Material to process.

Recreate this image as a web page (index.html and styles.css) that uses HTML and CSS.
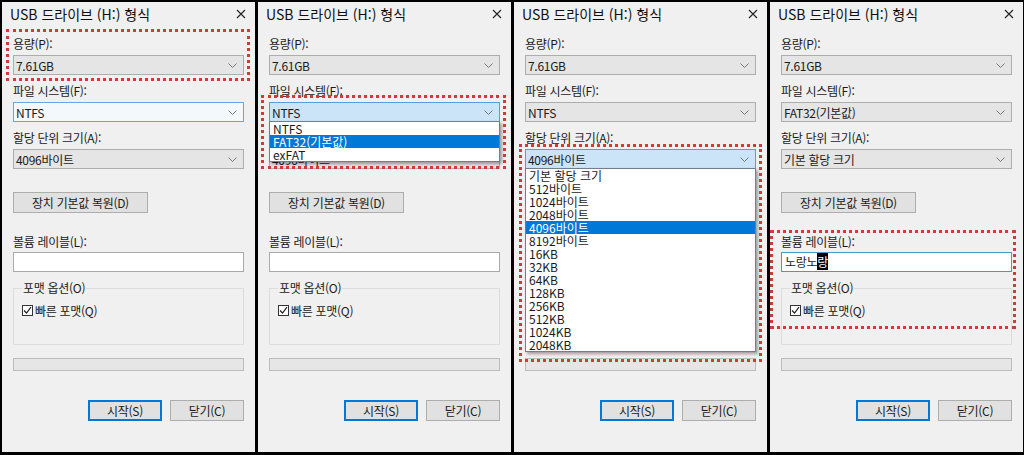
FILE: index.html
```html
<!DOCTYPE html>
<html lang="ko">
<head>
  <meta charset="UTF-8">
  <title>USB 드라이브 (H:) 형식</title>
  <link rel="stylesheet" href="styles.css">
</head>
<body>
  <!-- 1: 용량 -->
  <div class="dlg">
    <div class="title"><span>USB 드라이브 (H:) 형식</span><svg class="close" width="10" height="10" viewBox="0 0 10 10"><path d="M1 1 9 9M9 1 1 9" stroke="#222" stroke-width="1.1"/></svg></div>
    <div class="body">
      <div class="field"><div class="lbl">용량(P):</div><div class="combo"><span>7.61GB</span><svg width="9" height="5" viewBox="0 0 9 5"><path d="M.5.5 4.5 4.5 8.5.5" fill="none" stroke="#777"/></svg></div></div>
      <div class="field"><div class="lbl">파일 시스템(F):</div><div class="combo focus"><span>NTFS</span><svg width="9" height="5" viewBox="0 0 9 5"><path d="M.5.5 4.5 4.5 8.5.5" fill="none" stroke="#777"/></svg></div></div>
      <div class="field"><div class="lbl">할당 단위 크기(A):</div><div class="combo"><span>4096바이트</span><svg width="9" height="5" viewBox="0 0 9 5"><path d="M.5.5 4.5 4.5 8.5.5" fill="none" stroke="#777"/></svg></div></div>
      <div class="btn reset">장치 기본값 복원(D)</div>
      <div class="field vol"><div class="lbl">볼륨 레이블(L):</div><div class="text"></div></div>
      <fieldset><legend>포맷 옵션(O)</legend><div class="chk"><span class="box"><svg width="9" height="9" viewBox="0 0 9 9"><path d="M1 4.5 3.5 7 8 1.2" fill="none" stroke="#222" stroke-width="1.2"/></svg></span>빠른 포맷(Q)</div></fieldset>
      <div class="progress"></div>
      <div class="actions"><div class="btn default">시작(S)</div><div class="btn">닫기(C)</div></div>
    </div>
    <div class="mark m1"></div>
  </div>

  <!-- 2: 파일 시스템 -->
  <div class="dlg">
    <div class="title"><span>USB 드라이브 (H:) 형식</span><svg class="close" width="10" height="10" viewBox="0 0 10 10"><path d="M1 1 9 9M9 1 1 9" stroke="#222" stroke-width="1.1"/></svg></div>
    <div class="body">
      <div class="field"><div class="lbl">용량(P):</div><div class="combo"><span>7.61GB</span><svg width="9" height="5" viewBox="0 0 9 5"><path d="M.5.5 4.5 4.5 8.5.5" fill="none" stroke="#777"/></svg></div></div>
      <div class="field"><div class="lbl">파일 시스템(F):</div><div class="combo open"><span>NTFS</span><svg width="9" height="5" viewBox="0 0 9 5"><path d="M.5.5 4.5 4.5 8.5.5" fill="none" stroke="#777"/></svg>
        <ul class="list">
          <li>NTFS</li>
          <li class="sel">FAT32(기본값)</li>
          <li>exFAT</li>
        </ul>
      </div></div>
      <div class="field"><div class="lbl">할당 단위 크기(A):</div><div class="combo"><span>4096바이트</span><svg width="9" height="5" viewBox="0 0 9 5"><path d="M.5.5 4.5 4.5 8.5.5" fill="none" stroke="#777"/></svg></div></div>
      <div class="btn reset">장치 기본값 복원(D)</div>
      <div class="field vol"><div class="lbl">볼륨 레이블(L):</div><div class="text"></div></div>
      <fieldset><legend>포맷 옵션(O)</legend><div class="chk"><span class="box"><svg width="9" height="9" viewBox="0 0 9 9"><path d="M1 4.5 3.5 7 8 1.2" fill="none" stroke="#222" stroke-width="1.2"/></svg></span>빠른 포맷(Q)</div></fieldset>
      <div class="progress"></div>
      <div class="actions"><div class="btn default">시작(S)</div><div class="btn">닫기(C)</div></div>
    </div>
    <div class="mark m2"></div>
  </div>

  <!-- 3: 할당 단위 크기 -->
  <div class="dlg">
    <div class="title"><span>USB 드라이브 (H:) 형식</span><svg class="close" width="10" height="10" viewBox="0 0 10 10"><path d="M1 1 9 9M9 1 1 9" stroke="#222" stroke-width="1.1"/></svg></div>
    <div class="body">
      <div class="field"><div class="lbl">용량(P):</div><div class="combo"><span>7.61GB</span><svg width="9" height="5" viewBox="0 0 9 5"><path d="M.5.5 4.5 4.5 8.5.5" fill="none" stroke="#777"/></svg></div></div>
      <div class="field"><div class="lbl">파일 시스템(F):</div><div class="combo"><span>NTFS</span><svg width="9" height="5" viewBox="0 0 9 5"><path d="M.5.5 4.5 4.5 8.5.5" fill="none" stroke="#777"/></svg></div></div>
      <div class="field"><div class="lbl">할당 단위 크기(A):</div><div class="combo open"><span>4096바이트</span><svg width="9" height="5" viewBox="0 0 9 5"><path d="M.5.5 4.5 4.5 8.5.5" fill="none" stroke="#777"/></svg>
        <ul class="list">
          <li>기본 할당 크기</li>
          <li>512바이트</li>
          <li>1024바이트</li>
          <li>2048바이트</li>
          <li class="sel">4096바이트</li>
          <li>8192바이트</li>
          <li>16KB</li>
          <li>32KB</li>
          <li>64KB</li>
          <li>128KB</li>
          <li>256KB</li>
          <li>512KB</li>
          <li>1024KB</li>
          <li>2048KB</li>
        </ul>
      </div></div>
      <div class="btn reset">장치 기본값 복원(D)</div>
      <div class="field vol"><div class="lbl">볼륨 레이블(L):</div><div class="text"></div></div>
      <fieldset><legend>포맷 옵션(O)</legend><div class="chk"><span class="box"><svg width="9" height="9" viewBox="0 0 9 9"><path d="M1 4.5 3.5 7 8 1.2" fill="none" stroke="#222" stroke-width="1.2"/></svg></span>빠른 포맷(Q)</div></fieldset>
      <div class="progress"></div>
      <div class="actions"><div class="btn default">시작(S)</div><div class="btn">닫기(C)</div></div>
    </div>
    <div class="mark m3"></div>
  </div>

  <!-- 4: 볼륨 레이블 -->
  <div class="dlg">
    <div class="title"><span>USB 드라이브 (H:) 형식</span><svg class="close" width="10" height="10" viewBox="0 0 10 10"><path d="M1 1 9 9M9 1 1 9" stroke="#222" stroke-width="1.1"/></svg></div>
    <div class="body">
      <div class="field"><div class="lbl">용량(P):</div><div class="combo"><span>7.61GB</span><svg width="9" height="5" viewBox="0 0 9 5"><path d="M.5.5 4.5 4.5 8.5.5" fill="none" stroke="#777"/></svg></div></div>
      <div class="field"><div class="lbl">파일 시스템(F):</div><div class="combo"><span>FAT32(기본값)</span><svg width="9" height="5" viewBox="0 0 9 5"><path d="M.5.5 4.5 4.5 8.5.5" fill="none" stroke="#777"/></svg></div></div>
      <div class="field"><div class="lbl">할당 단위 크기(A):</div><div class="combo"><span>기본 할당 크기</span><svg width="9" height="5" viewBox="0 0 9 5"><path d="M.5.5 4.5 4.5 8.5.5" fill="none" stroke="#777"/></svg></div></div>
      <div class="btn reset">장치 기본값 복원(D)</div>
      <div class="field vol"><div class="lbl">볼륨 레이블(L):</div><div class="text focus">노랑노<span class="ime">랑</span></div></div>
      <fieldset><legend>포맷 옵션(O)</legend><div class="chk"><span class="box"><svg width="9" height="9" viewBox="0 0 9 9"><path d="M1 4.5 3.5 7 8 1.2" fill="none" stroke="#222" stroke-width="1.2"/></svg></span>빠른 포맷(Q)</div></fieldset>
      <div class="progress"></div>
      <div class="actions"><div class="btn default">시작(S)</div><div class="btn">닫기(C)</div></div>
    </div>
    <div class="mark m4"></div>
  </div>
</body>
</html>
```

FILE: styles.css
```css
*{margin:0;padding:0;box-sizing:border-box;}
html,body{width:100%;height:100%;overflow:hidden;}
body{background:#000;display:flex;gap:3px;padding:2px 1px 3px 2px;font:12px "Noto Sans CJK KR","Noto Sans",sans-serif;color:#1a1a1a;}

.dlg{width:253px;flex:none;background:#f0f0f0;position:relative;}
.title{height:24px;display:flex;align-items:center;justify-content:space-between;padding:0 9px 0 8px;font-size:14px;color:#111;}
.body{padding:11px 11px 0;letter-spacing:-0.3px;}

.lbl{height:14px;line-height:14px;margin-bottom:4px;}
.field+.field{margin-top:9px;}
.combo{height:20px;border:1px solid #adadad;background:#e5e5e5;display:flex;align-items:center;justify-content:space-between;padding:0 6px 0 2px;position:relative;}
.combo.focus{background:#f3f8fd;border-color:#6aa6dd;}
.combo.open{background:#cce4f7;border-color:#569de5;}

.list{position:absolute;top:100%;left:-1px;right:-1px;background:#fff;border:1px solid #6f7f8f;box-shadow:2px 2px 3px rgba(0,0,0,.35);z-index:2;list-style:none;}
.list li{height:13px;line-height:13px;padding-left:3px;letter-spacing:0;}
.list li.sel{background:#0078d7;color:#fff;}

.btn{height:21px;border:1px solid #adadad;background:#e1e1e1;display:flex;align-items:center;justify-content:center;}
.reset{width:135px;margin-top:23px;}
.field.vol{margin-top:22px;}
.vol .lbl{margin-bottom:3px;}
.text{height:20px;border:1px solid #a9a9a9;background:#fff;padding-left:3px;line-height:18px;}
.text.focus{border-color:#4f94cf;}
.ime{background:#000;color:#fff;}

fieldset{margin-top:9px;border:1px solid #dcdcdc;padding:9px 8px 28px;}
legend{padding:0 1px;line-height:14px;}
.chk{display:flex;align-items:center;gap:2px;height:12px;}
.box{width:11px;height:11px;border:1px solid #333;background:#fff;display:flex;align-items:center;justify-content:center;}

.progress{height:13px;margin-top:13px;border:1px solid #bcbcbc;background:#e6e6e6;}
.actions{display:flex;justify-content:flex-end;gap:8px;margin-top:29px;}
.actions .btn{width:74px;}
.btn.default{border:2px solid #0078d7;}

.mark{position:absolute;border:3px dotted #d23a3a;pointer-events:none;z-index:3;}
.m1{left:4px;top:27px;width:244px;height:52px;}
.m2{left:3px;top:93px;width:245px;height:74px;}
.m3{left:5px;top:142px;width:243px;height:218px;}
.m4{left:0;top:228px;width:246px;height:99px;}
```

* * *

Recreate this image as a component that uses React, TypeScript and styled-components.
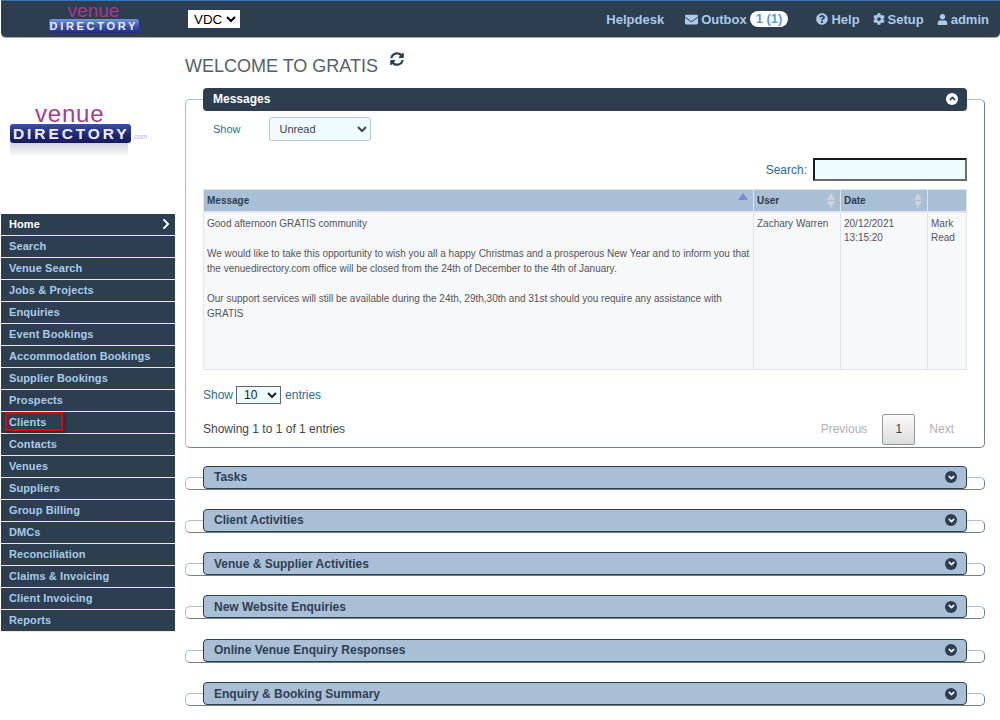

What the exercise asks.
How many lines in the listing above contain "that"? Answer with the number alone.

Written response.
2